Wednesday, July 28, 2010

"THE KEEPER OF PROMISES"

Dear friends & family,


The past week has been a walk in the park, a groaning in the desert and a glorious view from the mountain tops.

Rick received a WBC last Thursday of a monumental 124,000! CRAZY!! What's even more mind-blowing is the fact that he had no bone pain. This is grace! GOD'S grace! Rick shared with me that the LORD had spoken to him about the painkillers he was using off and on for pain. ("Stop taking them. You don't need them; they are not good for you.") Rick stopped taking his painkillers 4 days before he was told his count was through the roof! NO PAIN?! Huh? The LORD is the keeper of promises. Praise GOD!!

With a WBC of 100,000+ Rick was more than protected against germ and infection to go to Kyra's dance recital with the family and friends Thursday night without a mask. He was happy. We were just stoked he was there! It was awesome! Danny & Heidi came by Friday night bearing gift- GO NOTRE DAME! Awesome fellowship. On Saturday, Rick and I took a walk in the park with Lola while Skyler & Kyra were away in Palm Springs at a church Summer Retreat for the weekend--much needed for them. Saturday night we caught up with the other Lange fam and Rick's parents for dinner, lots of laughs, and Rick and I did a little shopping afterward. We were blessed to spend Sunday morning at church together--the first in a month and went out for lunch too. The girls arrived home around 1pm and we spent hours catching up. My mom came over, with meals in tote-YUM- for next days. Rick continued to feel well and Monday's schedule afforded the 4 of us to go to the movies and out to lunch. By far, these days have been the most normal for us in a long time! A GIFT! A cherished gift.

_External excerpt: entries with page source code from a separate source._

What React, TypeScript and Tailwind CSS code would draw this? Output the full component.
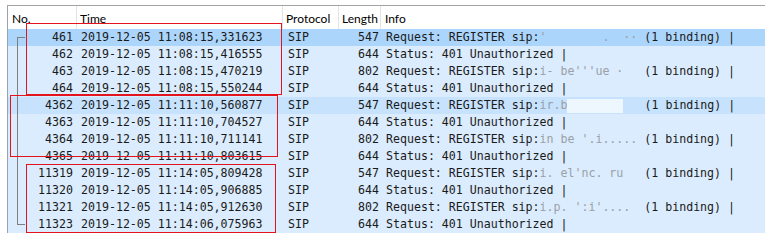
import React from "react";

type Row = {
  no: string;
  time: string;
  len: string;
  kind: "req" | "st";
  red?: React.ReactNode;
  bg: string;
};

const faint = "text-[#9aa0a8]";

const rows: Row[] = [
  { no: "461", time: "2019-12-05 11:08:15,331623", len: "547", kind: "req", bg: "bg-[#acd5fb]", red: <span className={faint}>{"'        .  ·· "}</span> },
  { no: "462", time: "2019-12-05 11:08:15,416555", len: "644", kind: "st", bg: "bg-[#daecfd]" },
  { no: "463", time: "2019-12-05 11:08:15,470219", len: "802", kind: "req", bg: "bg-[#daecfd]", red: <span className={faint}>{"i- be'''ue ·   "}</span> },
  { no: "464", time: "2019-12-05 11:08:15,550244", len: "644", kind: "st", bg: "bg-[#daecfd]" },
  { no: "4362", time: "2019-12-05 11:11:10,560877", len: "547", kind: "req", bg: "bg-[#c6e2fc]", red: <span className={faint}><span>{"ir.b"}</span><span className="inline-block w-[56px] h-[14px] align-middle bg-[#eef6fe]"></span><span className="inline-block w-[21px]"></span></span> },
  { no: "4363", time: "2019-12-05 11:11:10,704527", len: "644", kind: "st", bg: "bg-[#daecfd]" },
  { no: "4364", time: "2019-12-05 11:11:10,711141", len: "802", kind: "req", bg: "bg-[#daecfd]", red: <span className={faint}>{"in be '.i..... "}</span> },
  { no: "4365", time: "2019-12-05 11:11:10,803615", len: "644", kind: "st", bg: "bg-[#daecfd]" },
  { no: "11319", time: "2019-12-05 11:14:05,809428", len: "547", kind: "req", bg: "bg-[#daecfd]", red: <span className={faint}>{"i. el'nc. ru   "}</span> },
  { no: "11320", time: "2019-12-05 11:14:05,906885", len: "644", kind: "st", bg: "bg-[#daecfd]" },
  { no: "11321", time: "2019-12-05 11:14:05,912630", len: "802", kind: "req", bg: "bg-[#daecfd]", red: <span className={faint}>{"i.p. ':i'....  "}</span> },
  { no: "11323", time: "2019-12-05 11:14:06,075963", len: "644", kind: "st", bg: "bg-[#daecfd]" },
];

export default function App() {
  return (
    <div className="relative w-[772px] h-[247px] bg-white overflow-hidden">
      <div className="ml-[7px] mt-[5px] w-[758px] border-t border-l border-t-[#a3a3a3] border-l-[#97a3ae]">
        {/* header */}
        <div
          className="grid grid-cols-[69px_206px_56px_42px_1fr] h-[23px] bg-white text-[12px] text-black"
          style={{ fontFamily: '"Segoe UI", Lato, "Noto Sans", sans-serif' }}
        >
          <div className="flex items-center pl-[4px] pt-[3px] border-r border-[#e3e3e3]">No.</div>
          <div className="flex items-center pl-[3px] pt-[3px] border-r border-[#e3e3e3]">Time</div>
          <div className="flex items-center pl-[3px] pt-[3px] border-r border-[#e3e3e3]">Protocol</div>
          <div className="flex items-center pl-[3px] pt-[3px] border-r border-[#e3e3e3]">Length</div>
          <div className="flex items-center pl-[4px] pt-[3px]">Info</div>
        </div>
        {/* rows */}
        <div
          className="flex flex-col text-[11.6px] text-[#1a1a1a]"
          style={{ fontFamily: '"DejaVu Sans Mono", "Liberation Mono", monospace' }}
        >
          {rows.map((r) => (
            <div
              key={r.no}
              className={`grid grid-cols-[69px_206px_56px_42px_1fr] h-[17px] items-center whitespace-pre ${r.bg}`}
            >
              <div className="text-right pr-[4px]">{r.no}</div>
              <div className="pl-[4px]">{r.time}</div>
              <div className="pl-[5px]">SIP</div>
              <div className="text-right pr-[2px]">{r.len}</div>
              <div className="pl-[5px]">
                {r.kind === "req" ? (
                  <>
                    {"Request: REGISTER sip:"}
                    {r.red}
                    {"(1 binding) |"}
                  </>
                ) : (
                  "Status: 401 Unauthorized |"
                )}
              </div>
            </div>
          ))}
        </div>
      </div>

      {/* tree bracket */}
      <div className="absolute left-[17px] top-[37px] w-[8px] h-[188px] border-l border-t border-b border-[#7f7f7f]" />

      {/* red annotation boxes */}
      <div className="absolute left-[26px] top-[23px] w-[256px] h-[72px] border border-[#e4141e]" />
      <div className="absolute left-[10px] top-[95px] w-[268px] h-[62px] border border-[#e4141e]" />
      <div className="absolute left-[26px] top-[164px] w-[250px] h-[69px] border border-[#e4141e]" />
    </div>
  );
}
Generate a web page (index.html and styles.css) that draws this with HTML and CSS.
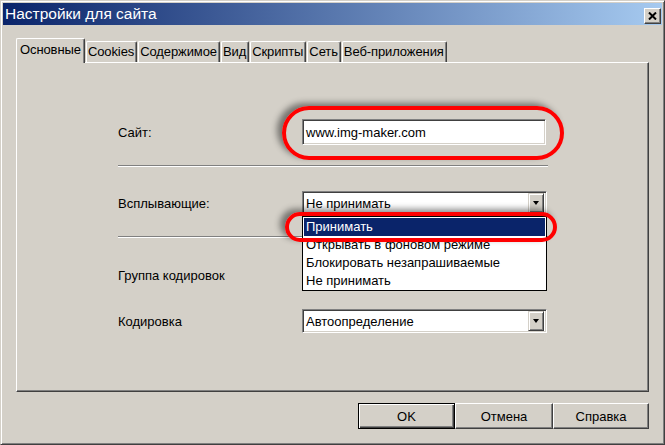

I hope you know how much it means to Rick, the girls and me that you continue to stay close as we travel this journey that has been set before us. Forgive me/us if I don't respond to every email or phone message. At times it seems I am living someone else's life; as though I'm watching from a distance. Fewer days it's as though I imagine myself holding on to whatever will anchor me in my cyclonic angst. However, most days I am filled with an incredible peace and joy that continues to grow deeper within not only with every blessing and miracle from God but, through each pain and difficulty too. God truly is my refuge and my strength--my ever present help in all times of need.

I know it certainly has been a battle for Rick thus far; not only physically, but emotionally and spiritually too. Rick knows this season of great physical trial is truly GOD'S refining of his spirit. I can't even fathom his position but, I am so grateful for his relationship with our Lord and Savior, Jesus Christ. His comfort compels us to rest in the unknowing, drawing us in when we drift away and commands our hearts to persevere. Press on.

As we journey through this cancer valley we are shown there are many peaks and mountain tops along the way. I pray you can see them too. Although the stretch of the alien desert has been hard to cross-- we cross, and we endure. All by the Lord's immeasurable grace. His gifts are overflowing at the top and even set before us below in the dry places. There are streams in the desert.

I live out this trial side by side, face to face, hearts entwined- Rick, Skyler, Kyra, Jesus and me, and we are constantly overwhelmed by the blessed gifts of knowing your love- your support. We are greatly humbled. Many of you have commented on the power of prayer as this has shown to be the most significant impact in Rick's positive results and unexplained miracles- our peace, our joy, our vulnerability to walk by faith and not be sight, without question, can not be manufactured. All glory to GOD! For this, we cannot thank you enough! Prayers move! Thank you, thank you, thank you!

"For He has not ignored or belittled the suffering of the needy. He has not turned His back on them, but has listened to their cries for help. He will listen to the prayers of the destitute. He will not reject their pleas.
But when you ask Him, be sure that your faith is in God alone. Do not waver, for a person with divided loyalty is as unsettled as a wave of the sea that is blown and tossed by the wind." Ps. 26:24; 102:17; Jm. 1:6

I am brought to tears often over the fact that so many have and continue to fervently pray for and support my precious husband and our family. Thank you for believing with us. Thank you for loving us. We love you so much too. Please keep the love coming! It is everything. LOVE.